Pardon-proofing the statute of limitations
The statute of limitations paragraph, which allows the government to prosecute the underlying crimes and any other crimes not prosecuted if “any plea or conviction [is…] set aside or dismissed for any reason,” even after the statute of limitations toll includes this language in the Manafort plea that is not present in the Gates plea:
The Office and any other party will be free to use against your client, directly and indirectly, in any criminal or civil proceeding, all statements made by your client, including the Statement of the Offense, and any of the information or materials provided by your client, including such statements, information, and materials provided pursuant to this Agreement or during the course of debriefings conducted in anticipation of, or after entry of, this Agreement, whether or not the debriefings were previously a part of proffer-protected debriefings, and your client’s statements made during proceedings before the Court pursuant to Rule 11 of the Federal Rules of Criminal Procedure.
It also repeats that this language applies to the conduct described in the Statement of the Offense “or any other crimes that the Government has agreed not to prosecute.”

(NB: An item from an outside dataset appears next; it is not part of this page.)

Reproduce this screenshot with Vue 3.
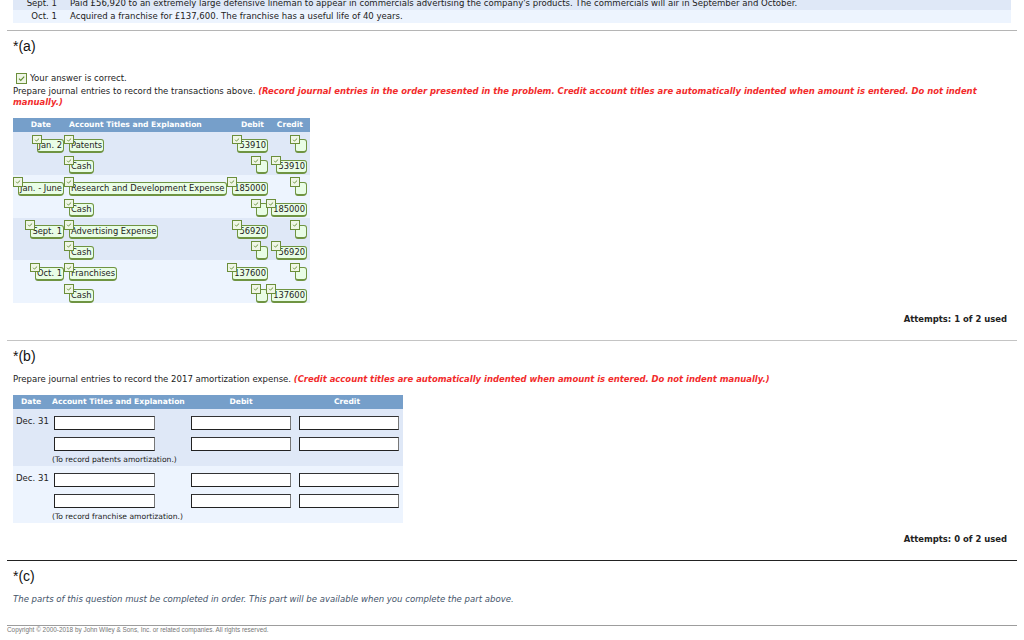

Some lawyers believe this language generally and the addition specifically provides further insurance against pardon. If Trump pardons Manafort for the crimes he has just pled guilty to, the government will then be able to go after him for the other crimes he just told the grand jury about, crimes which are probably worse and for which the President is a co-conspirator.
Gates can’t even write a story about Paul Manafort’s sleazy influence peddling
There are two slight differences under the section enumerating trial rights. Both are prohibited from profiting off their stories. But those prohibitions are described differently. Gates many not make money on stories about his:
work for Paul Manafort, the transactions alleged in the Indictment, or the investigation by the Office or prosecution of any criminal or civil cases against him.
Whereas Manafort may not make money on stories about,
the conduct encompassed by the Statement of the Offense, or the investigation by the Office or prosecution of any criminal or civil cases against him.
There’s also a really subtle difference about how proffer statements might be used. Gates waived the right to object “to the Government’s use” of his proffer statements (which started on January 29, almost a month before he pled). Manafort waived the right to object to “the use” of his proffer statements, suggesting Mueller’s team might know of other venues (or branches of government) besides the Federal government where those statements might be used.
Gates preserves two potential collateral attacks on his sentence
Gates preserved two additional rights in the collateral attacks section. First, if the sentencing range for his crimes gets lowered in the future, he can challenge that under 18 USC §3582(c)(2). Additionally, he could also challenge the sentence if newly discovered evidence comes available. Manafort has neither of these protections.
The government can declare Manafort in breach of agreement based on good faith
With Gates, the standard the government has to prove to argue he has breached his agreement is preponderance of the evidence or, in case of committing a crime, probable cause. With Manafort, the government only has to prove “good faith.”
Jeannie Rhee gets involved
This may be a minor (or huge) issue. But there’s one difference to the prosecutors who signed these pleas. Andrew Weissman, Greg Andres, and Kyle Freeny are on both. But whereas Brian Richardson signed Gates’ plea, Jeannie Rhee signed Manafort’s. That’s interesting because she has been heavily involved in the Roger Stone investigation, but she was also involved in the two Russian indictments.